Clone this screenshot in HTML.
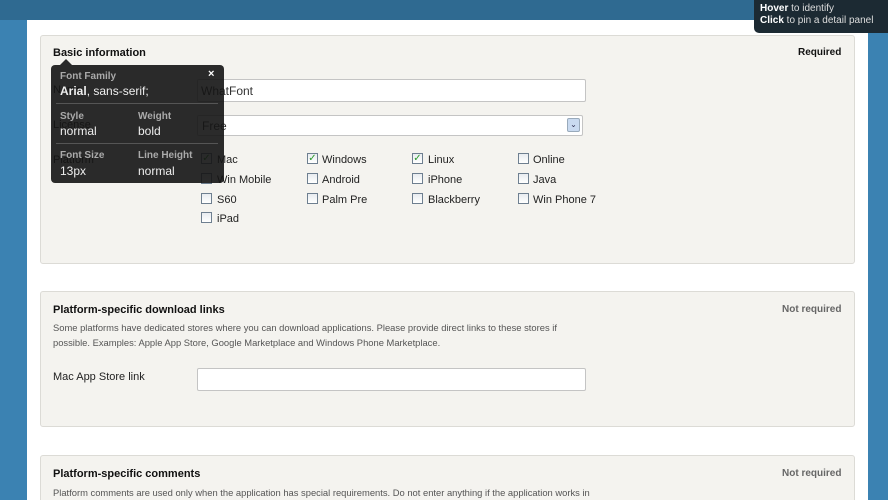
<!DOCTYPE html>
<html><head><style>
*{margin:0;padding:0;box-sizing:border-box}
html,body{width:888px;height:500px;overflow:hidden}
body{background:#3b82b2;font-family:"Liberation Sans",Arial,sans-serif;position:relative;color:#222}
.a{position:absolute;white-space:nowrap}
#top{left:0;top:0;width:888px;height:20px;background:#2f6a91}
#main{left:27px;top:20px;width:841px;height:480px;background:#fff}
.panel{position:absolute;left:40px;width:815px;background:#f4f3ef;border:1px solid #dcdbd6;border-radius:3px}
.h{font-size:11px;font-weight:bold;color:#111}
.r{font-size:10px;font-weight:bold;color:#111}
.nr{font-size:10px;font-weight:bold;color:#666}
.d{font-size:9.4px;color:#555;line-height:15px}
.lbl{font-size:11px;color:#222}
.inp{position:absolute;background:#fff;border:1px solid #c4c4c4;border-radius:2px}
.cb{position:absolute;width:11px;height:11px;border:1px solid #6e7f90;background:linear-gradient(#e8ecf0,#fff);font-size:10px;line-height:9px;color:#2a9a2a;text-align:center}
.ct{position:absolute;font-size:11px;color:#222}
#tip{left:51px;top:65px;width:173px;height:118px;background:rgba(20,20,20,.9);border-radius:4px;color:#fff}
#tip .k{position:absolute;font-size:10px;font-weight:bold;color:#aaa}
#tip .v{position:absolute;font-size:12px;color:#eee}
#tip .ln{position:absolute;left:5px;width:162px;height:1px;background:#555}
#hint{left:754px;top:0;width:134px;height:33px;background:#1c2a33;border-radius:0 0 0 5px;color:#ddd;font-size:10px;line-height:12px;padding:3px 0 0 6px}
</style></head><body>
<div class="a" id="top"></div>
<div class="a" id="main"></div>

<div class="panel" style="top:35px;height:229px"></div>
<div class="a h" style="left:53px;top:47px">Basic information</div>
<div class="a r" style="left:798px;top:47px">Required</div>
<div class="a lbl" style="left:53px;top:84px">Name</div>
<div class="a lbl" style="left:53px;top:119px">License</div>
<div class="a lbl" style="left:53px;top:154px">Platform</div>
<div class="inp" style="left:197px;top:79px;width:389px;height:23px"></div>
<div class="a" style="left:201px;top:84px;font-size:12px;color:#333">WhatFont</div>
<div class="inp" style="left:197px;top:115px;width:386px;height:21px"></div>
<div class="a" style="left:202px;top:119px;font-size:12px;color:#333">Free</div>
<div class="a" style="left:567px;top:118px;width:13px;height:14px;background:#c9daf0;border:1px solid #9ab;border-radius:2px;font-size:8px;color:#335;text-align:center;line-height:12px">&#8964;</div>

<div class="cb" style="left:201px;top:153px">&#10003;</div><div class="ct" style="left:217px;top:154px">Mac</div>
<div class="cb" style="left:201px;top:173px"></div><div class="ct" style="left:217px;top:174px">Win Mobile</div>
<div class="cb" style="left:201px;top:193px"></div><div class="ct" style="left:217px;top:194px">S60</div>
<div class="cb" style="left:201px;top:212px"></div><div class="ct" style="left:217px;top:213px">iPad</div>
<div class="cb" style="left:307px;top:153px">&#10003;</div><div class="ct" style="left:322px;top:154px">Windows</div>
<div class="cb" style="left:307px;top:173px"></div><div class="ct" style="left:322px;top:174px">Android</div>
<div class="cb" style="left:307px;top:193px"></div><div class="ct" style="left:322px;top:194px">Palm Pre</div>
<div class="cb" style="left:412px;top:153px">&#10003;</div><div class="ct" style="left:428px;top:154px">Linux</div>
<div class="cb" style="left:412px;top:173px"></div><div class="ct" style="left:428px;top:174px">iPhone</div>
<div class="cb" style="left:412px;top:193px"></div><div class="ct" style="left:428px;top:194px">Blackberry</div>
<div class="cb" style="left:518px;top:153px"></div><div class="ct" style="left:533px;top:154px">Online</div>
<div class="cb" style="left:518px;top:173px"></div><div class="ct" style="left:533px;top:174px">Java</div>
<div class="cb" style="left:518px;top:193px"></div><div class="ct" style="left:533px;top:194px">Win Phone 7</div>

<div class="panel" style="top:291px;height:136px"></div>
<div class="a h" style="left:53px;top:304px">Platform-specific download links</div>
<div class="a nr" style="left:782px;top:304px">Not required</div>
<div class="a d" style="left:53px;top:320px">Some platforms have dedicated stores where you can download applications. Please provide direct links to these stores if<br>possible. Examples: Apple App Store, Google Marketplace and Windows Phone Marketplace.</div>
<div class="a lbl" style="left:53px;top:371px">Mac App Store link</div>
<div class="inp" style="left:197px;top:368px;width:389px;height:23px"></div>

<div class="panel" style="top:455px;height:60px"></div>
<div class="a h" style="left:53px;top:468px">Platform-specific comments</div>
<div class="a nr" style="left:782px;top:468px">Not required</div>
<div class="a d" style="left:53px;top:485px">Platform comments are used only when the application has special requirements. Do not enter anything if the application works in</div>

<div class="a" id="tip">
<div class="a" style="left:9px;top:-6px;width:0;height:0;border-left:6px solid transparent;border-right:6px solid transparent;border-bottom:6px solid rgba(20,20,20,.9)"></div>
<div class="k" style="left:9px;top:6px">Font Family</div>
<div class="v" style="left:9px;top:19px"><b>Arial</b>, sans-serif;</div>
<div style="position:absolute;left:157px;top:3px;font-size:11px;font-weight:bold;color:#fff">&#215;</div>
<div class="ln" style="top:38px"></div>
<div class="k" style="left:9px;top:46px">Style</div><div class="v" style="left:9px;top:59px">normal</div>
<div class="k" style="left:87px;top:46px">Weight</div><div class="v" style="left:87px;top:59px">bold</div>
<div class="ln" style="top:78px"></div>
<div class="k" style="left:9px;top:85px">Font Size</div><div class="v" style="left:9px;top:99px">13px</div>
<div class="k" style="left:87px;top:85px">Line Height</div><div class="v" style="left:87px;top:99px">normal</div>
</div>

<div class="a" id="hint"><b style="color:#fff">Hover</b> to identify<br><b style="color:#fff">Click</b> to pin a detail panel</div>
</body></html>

...

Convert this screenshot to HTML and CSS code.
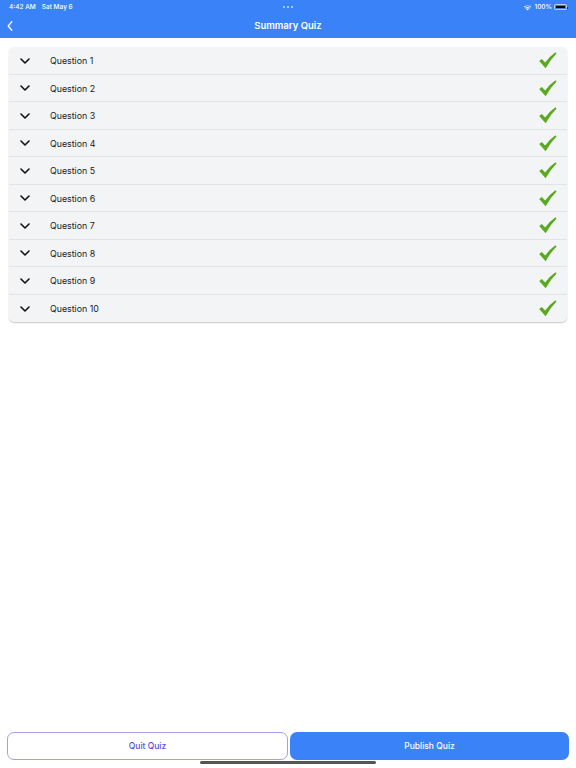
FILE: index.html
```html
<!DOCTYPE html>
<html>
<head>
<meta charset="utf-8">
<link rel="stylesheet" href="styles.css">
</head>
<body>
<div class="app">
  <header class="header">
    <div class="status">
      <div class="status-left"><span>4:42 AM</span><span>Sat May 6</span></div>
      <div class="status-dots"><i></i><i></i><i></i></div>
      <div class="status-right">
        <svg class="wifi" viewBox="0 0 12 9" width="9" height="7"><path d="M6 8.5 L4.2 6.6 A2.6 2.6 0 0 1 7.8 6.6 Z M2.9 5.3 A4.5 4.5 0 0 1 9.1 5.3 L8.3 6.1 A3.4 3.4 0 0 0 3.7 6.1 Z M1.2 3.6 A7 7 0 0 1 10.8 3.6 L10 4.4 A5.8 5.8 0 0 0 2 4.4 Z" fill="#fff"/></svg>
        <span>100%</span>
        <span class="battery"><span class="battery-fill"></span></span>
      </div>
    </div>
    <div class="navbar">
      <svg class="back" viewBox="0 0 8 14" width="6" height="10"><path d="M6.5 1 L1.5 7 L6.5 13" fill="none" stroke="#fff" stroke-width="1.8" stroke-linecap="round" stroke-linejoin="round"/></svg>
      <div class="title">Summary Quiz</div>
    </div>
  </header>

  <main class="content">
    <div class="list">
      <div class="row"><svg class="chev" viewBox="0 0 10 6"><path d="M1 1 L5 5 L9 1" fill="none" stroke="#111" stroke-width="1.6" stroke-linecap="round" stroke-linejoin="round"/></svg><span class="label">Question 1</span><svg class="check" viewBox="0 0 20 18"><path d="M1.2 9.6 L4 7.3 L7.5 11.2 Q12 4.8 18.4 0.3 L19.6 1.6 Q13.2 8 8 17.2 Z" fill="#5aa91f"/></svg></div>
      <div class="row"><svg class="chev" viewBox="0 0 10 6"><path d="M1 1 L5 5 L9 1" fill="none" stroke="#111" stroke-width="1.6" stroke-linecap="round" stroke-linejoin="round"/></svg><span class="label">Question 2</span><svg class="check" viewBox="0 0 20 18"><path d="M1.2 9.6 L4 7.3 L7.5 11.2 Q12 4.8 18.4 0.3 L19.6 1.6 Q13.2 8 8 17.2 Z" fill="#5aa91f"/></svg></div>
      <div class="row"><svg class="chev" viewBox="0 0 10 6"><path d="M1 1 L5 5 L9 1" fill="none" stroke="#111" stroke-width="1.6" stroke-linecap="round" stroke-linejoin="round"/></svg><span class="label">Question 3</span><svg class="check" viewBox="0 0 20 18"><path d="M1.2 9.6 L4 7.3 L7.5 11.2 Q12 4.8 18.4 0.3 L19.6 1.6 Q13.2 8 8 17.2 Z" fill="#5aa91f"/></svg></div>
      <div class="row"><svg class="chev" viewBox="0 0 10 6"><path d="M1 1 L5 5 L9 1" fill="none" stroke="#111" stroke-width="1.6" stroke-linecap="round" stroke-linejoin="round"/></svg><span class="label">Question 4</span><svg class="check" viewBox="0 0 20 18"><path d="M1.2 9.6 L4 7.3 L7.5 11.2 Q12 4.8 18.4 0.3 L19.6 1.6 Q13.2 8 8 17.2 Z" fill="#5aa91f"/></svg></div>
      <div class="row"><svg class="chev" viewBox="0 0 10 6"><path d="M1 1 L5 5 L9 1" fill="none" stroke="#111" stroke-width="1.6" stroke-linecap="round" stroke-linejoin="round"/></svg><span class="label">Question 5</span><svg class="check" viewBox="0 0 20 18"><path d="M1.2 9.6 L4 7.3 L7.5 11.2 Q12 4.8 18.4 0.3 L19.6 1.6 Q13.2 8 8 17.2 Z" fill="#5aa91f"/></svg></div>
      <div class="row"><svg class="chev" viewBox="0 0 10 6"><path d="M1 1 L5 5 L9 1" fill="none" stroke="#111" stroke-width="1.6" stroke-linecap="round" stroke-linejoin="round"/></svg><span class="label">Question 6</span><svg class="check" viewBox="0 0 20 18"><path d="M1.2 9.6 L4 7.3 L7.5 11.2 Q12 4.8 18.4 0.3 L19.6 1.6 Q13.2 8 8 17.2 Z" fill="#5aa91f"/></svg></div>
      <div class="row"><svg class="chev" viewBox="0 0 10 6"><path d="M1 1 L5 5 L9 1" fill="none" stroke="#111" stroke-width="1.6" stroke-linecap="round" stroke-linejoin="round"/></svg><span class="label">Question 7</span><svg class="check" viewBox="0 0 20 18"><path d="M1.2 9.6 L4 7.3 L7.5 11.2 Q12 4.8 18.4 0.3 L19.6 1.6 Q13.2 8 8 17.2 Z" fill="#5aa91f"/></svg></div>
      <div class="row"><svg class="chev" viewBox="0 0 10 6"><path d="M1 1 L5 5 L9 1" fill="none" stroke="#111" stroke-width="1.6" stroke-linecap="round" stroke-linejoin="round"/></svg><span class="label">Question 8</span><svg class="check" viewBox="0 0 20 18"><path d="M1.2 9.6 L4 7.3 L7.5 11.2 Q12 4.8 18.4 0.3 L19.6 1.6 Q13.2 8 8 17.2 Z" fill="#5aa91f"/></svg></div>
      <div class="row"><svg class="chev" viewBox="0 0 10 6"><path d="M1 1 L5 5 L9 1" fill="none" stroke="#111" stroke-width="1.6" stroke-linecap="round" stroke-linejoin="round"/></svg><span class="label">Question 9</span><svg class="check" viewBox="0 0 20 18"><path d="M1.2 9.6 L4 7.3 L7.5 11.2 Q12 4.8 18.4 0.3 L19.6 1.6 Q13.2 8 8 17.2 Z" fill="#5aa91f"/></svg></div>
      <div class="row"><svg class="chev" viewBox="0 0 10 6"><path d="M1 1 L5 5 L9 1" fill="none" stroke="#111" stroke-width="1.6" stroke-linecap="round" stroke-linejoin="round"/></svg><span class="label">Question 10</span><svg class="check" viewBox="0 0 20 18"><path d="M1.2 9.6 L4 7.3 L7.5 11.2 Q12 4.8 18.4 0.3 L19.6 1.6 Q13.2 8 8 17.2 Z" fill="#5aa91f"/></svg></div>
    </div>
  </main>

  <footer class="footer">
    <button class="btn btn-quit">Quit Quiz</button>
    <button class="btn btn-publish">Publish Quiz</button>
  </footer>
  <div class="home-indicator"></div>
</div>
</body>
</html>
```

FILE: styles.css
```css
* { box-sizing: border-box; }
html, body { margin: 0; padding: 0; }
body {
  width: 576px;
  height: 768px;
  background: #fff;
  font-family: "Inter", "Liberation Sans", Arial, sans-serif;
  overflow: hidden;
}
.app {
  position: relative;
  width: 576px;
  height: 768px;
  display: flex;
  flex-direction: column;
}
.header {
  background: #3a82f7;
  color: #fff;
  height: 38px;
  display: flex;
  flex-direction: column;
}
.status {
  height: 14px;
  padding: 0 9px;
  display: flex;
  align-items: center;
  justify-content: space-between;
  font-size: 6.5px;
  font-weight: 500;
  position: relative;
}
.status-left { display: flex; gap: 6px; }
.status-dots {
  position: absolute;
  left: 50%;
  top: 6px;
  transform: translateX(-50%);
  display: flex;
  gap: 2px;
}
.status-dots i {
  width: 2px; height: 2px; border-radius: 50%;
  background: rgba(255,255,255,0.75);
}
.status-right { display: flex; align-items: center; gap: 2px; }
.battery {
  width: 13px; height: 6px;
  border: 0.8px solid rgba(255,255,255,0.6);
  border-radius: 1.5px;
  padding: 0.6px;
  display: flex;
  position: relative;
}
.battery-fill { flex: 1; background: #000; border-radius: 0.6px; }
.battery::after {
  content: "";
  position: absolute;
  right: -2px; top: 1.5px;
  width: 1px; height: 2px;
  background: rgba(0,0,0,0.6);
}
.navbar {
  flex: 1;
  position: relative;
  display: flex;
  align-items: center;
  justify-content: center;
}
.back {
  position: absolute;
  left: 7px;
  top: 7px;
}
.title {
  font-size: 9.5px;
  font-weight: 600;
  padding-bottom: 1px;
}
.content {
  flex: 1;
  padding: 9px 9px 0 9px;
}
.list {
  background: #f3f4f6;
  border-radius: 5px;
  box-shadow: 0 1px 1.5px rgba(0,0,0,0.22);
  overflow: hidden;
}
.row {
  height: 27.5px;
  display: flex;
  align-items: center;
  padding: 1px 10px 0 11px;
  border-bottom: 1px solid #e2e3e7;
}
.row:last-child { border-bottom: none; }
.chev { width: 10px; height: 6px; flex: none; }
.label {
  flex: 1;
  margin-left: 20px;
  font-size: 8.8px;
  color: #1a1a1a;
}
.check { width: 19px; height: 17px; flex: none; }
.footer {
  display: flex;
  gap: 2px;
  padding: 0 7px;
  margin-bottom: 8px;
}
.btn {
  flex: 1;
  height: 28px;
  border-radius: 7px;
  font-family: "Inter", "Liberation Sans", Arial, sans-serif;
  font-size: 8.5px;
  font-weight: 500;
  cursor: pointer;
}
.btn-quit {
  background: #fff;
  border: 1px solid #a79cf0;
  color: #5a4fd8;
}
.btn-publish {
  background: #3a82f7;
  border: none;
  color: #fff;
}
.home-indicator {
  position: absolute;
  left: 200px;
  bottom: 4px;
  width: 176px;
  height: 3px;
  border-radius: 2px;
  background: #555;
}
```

- [THE PROBLEM] Where a line of the data holds "this", show that line.

- [COMPLETED TASK]
Clone this screenshot in HTML.
Convert this screenshot to HTML and CSS code.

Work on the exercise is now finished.